Sediment yield in mountain regions in the context of climate change: A systematic review

Climate change notably affects rainfall patterns, temperature regimes, vegetation dynamics, and soil stability, which in turn can directly or indirectly influence soil erosion and sediment yields. This systematic review aims to evaluate the current understanding and modeling practices regarding climate-induced sediment yield in mountain environments, which are highly sensitive to climate variations. Guided by the Preferred Reporting Items for Systematic Reviews and Meta-Analyses (PRISMA) framework, 72 peer-reviewed studies, published between 2011 and 2024, were selected based on predefined inclusion criteria. A multilevel database consisting of 12 sections and 56 subsections was developed to systematically extract relevant information from the studies considered. The review reveals a predominant use of conceptual (∼69%) and empirical models (∼25%), typically driven by coarse-resolution climate data. Most studies have been conducted at the catchment scale, with notable geographic bias toward Asia and Europe, and limited coverage in Oceania and South America. Stream sediment transport methods are the most common for estimating sediment yield, while sediment delivery ratios and rating curves are less frequently applied, limiting insight into sediment deposition and connectivity.
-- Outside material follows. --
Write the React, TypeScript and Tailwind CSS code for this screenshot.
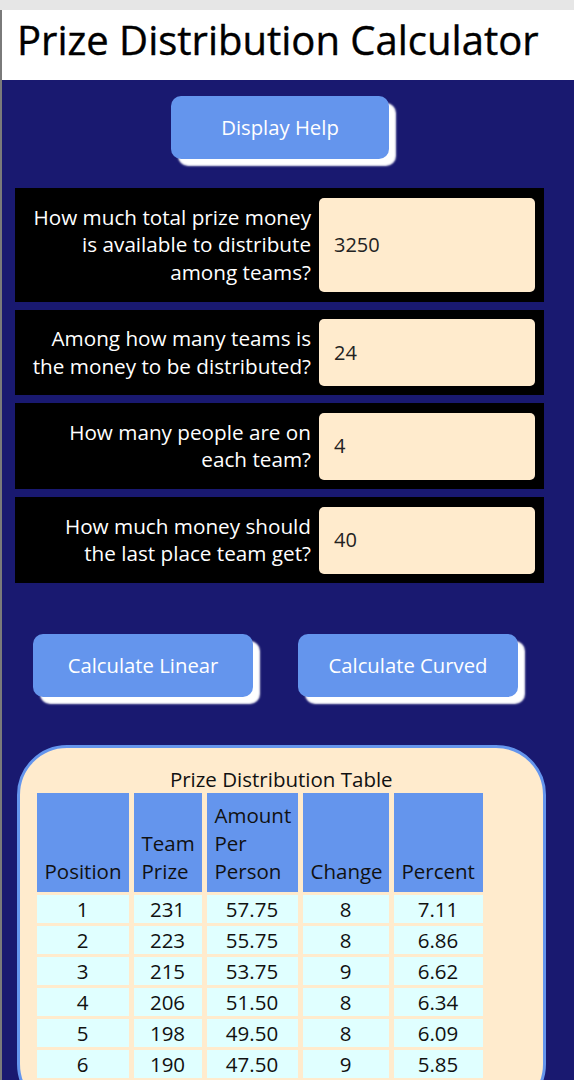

Although many studies project increasing sediment yields under climate change (69.4%), others report decreasing or mixed trends, shaped by regional factors such as vegetation, land use, and conservation practices. The findings underscore the need for improved model validation (only ∼60% of studies reported any form of validation), greater geographic representation, and wider adoption of high-resolution, ensemble-based climate inputs. This review highlights that climate change acts both as a direct and indirect driver of sediment yield variability in mountain environments, and that addressing current modeling and data limitations is essential for producing reliable future projections that can inform sediment management and climate adaptation strategies.